EXERCISE DETAILS = Find "Write the React, TypeScript" in the material, then return exactly the line containing it and all lines after it to the end, leaving out pictures.

WORKING DATA =
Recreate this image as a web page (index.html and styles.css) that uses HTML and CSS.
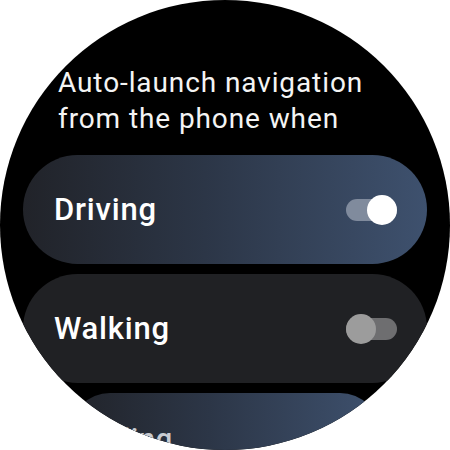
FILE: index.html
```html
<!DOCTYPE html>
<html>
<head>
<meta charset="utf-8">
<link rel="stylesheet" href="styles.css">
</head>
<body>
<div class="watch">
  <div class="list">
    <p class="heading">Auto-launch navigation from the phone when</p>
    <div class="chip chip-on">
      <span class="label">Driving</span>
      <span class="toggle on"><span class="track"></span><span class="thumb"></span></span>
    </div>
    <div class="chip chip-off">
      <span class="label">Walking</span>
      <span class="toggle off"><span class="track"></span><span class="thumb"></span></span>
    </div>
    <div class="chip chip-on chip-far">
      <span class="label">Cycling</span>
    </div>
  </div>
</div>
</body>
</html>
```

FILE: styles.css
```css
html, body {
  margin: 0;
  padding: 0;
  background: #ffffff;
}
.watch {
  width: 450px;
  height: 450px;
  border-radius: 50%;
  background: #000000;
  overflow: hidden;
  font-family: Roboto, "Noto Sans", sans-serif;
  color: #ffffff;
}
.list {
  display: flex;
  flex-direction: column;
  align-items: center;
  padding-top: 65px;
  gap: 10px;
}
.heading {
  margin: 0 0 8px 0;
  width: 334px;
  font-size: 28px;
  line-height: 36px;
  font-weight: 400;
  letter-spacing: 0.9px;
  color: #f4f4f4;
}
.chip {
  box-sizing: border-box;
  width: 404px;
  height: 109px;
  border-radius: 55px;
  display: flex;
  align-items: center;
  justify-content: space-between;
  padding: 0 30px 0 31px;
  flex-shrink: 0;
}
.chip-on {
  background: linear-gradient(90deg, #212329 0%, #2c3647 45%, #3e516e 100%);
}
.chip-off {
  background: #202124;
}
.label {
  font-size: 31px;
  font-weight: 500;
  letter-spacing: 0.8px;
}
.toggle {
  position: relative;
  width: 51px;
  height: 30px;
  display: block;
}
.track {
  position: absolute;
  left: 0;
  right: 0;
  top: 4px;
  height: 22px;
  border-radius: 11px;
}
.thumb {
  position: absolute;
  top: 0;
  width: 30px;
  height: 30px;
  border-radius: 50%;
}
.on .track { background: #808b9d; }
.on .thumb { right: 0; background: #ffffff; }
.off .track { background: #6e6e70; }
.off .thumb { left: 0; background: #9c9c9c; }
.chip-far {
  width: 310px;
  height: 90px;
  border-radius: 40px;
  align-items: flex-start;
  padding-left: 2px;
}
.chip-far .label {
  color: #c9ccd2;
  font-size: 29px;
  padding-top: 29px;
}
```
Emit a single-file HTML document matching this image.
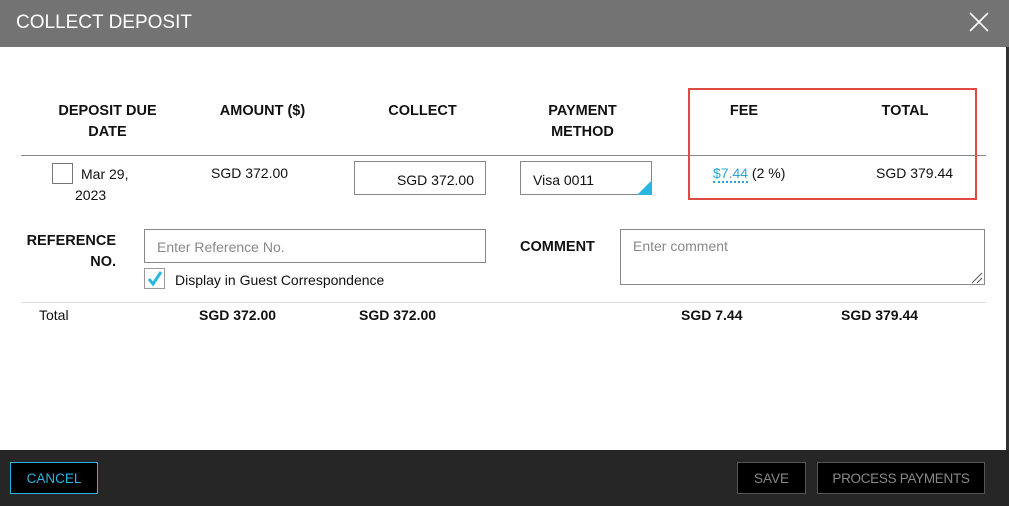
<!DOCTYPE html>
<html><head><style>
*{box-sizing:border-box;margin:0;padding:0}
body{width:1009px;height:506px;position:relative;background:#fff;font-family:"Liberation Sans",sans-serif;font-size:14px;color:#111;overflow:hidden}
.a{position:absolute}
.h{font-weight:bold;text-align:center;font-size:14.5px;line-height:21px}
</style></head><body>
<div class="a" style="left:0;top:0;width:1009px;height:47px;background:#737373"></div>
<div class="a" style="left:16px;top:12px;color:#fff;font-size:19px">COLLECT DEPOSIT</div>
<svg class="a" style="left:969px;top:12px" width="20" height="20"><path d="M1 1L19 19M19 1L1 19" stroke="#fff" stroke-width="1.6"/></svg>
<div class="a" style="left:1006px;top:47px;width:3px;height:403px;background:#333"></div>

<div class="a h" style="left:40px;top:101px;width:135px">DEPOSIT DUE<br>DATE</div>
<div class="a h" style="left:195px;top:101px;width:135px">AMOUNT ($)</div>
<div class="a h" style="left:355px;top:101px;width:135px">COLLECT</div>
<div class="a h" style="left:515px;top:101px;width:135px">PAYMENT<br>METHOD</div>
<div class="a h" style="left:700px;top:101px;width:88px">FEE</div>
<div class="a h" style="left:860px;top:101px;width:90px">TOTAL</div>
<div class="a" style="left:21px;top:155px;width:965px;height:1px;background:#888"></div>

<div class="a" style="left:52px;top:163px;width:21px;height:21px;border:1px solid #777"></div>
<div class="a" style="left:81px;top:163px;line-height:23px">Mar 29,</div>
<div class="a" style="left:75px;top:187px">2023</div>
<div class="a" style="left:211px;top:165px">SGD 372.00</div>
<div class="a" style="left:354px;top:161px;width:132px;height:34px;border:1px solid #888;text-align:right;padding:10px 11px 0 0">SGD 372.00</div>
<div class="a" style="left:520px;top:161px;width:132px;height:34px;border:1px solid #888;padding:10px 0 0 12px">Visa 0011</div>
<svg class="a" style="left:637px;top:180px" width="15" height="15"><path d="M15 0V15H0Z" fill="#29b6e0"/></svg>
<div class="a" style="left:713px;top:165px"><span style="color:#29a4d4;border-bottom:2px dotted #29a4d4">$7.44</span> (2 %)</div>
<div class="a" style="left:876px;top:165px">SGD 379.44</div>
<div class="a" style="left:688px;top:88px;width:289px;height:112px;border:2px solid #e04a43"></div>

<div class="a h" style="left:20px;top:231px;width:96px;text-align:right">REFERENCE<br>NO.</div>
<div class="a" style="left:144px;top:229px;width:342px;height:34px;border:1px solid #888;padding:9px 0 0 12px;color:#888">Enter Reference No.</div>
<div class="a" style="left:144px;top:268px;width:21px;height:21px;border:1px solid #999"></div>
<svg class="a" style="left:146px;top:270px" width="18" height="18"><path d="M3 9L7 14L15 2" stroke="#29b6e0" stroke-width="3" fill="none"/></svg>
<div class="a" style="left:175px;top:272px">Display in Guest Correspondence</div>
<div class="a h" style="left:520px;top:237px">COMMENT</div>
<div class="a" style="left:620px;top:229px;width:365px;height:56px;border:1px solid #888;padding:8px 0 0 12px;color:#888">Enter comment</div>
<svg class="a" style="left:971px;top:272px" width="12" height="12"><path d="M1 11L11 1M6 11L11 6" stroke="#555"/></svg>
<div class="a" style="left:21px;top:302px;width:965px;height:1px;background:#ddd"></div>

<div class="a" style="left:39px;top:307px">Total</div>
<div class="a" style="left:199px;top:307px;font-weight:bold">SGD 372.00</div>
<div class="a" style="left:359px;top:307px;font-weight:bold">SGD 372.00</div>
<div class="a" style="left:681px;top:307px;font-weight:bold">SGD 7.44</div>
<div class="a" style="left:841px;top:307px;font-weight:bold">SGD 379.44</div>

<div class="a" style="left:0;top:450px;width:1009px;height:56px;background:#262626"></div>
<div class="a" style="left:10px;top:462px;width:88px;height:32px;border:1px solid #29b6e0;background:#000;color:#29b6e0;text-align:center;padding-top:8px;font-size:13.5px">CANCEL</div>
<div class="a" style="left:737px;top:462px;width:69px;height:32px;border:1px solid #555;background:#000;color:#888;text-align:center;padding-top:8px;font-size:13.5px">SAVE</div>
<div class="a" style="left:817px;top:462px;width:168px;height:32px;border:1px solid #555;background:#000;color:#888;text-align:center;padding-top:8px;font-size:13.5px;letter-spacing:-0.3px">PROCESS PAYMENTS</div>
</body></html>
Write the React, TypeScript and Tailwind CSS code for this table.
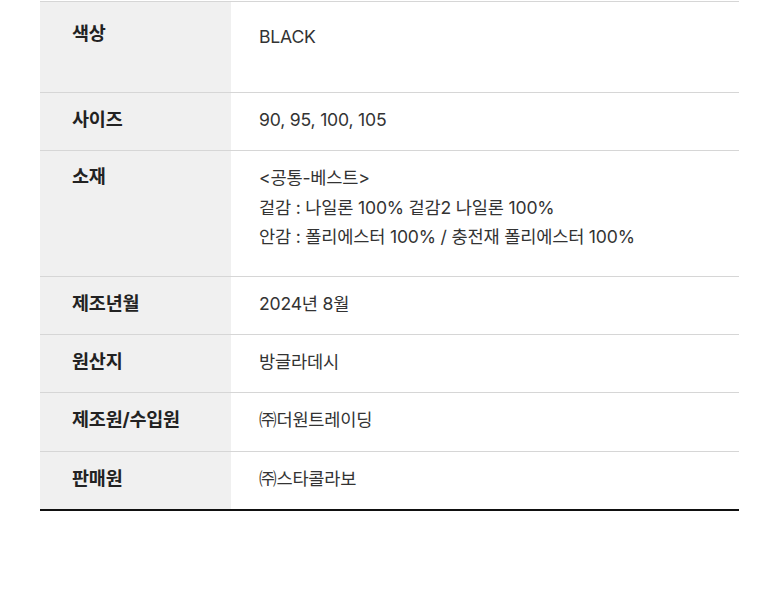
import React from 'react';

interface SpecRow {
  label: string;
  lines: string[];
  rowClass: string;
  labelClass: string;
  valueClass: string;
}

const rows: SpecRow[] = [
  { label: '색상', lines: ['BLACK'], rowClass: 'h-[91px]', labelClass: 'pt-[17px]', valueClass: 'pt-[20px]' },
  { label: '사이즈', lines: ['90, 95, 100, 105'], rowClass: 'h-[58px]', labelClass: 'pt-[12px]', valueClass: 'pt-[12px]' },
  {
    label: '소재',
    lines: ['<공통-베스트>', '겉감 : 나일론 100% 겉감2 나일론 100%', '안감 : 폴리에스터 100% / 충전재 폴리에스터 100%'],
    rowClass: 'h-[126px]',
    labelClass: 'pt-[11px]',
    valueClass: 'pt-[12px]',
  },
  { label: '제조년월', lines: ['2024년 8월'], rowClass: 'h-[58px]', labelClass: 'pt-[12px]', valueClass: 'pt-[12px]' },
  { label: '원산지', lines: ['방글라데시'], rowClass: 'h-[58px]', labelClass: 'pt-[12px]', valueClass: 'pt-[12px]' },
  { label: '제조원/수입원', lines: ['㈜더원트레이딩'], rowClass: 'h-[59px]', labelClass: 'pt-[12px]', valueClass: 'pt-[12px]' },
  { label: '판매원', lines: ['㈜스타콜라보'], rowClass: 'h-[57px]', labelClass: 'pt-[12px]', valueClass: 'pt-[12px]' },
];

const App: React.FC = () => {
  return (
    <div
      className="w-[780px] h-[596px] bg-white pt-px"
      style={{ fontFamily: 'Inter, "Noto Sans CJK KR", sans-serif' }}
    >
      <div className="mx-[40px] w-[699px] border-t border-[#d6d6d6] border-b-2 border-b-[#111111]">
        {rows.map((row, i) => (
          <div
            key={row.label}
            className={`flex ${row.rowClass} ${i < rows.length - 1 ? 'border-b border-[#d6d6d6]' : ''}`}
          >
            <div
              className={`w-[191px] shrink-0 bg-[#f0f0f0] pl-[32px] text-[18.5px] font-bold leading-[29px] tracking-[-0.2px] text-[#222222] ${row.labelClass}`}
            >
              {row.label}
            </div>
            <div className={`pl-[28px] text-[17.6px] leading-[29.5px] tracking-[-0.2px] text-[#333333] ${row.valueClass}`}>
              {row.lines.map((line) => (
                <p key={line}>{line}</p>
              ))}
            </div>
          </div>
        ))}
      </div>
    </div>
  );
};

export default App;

RESULT OF THE EXERCISE =
Write the React, TypeScript and Tailwind CSS code for this table.
import React from 'react';

interface SpecRow {
  label: string;
  lines: string[];
  rowClass: string;
  labelClass: string;
  valueClass: string;
}

const rows: SpecRow[] = [
  { label: '색상', lines: ['BLACK'], rowClass: 'h-[91px]', labelClass: 'pt-[17px]', valueClass: 'pt-[20px]' },
  { label: '사이즈', lines: ['90, 95, 100, 105'], rowClass: 'h-[58px]', labelClass: 'pt-[12px]', valueClass: 'pt-[12px]' },
  {
    label: '소재',
    lines: ['<공통-베스트>', '겉감 : 나일론 100% 겉감2 나일론 100%', '안감 : 폴리에스터 100% / 충전재 폴리에스터 100%'],
    rowClass: 'h-[126px]',
    labelClass: 'pt-[11px]',
    valueClass: 'pt-[12px]',
  },
  { label: '제조년월', lines: ['2024년 8월'], rowClass: 'h-[58px]', labelClass: 'pt-[12px]', valueClass: 'pt-[12px]' },
  { label: '원산지', lines: ['방글라데시'], rowClass: 'h-[58px]', labelClass: 'pt-[12px]', valueClass: 'pt-[12px]' },
  { label: '제조원/수입원', lines: ['㈜더원트레이딩'], rowClass: 'h-[59px]', labelClass: 'pt-[12px]', valueClass: 'pt-[12px]' },
  { label: '판매원', lines: ['㈜스타콜라보'], rowClass: 'h-[57px]', labelClass: 'pt-[12px]', valueClass: 'pt-[12px]' },
];

const App: React.FC = () => {
  return (
    <div
      className="w-[780px] h-[596px] bg-white pt-px"
      style={{ fontFamily: 'Inter, "Noto Sans CJK KR", sans-serif' }}
    >
      <div className="mx-[40px] w-[699px] border-t border-[#d6d6d6] border-b-2 border-b-[#111111]">
        {rows.map((row, i) => (
          <div
            key={row.label}
            className={`flex ${row.rowClass} ${i < rows.length - 1 ? 'border-b border-[#d6d6d6]' : ''}`}
          >
            <div
              className={`w-[191px] shrink-0 bg-[#f0f0f0] pl-[32px] text-[18.5px] font-bold leading-[29px] tracking-[-0.2px] text-[#222222] ${row.labelClass}`}
            >
              {row.label}
            </div>
            <div className={`pl-[28px] text-[17.6px] leading-[29.5px] tracking-[-0.2px] text-[#333333] ${row.valueClass}`}>
              {row.lines.map((line) => (
                <p key={line}>{line}</p>
              ))}
            </div>
          </div>
        ))}
      </div>
    </div>
  );
};

export default App;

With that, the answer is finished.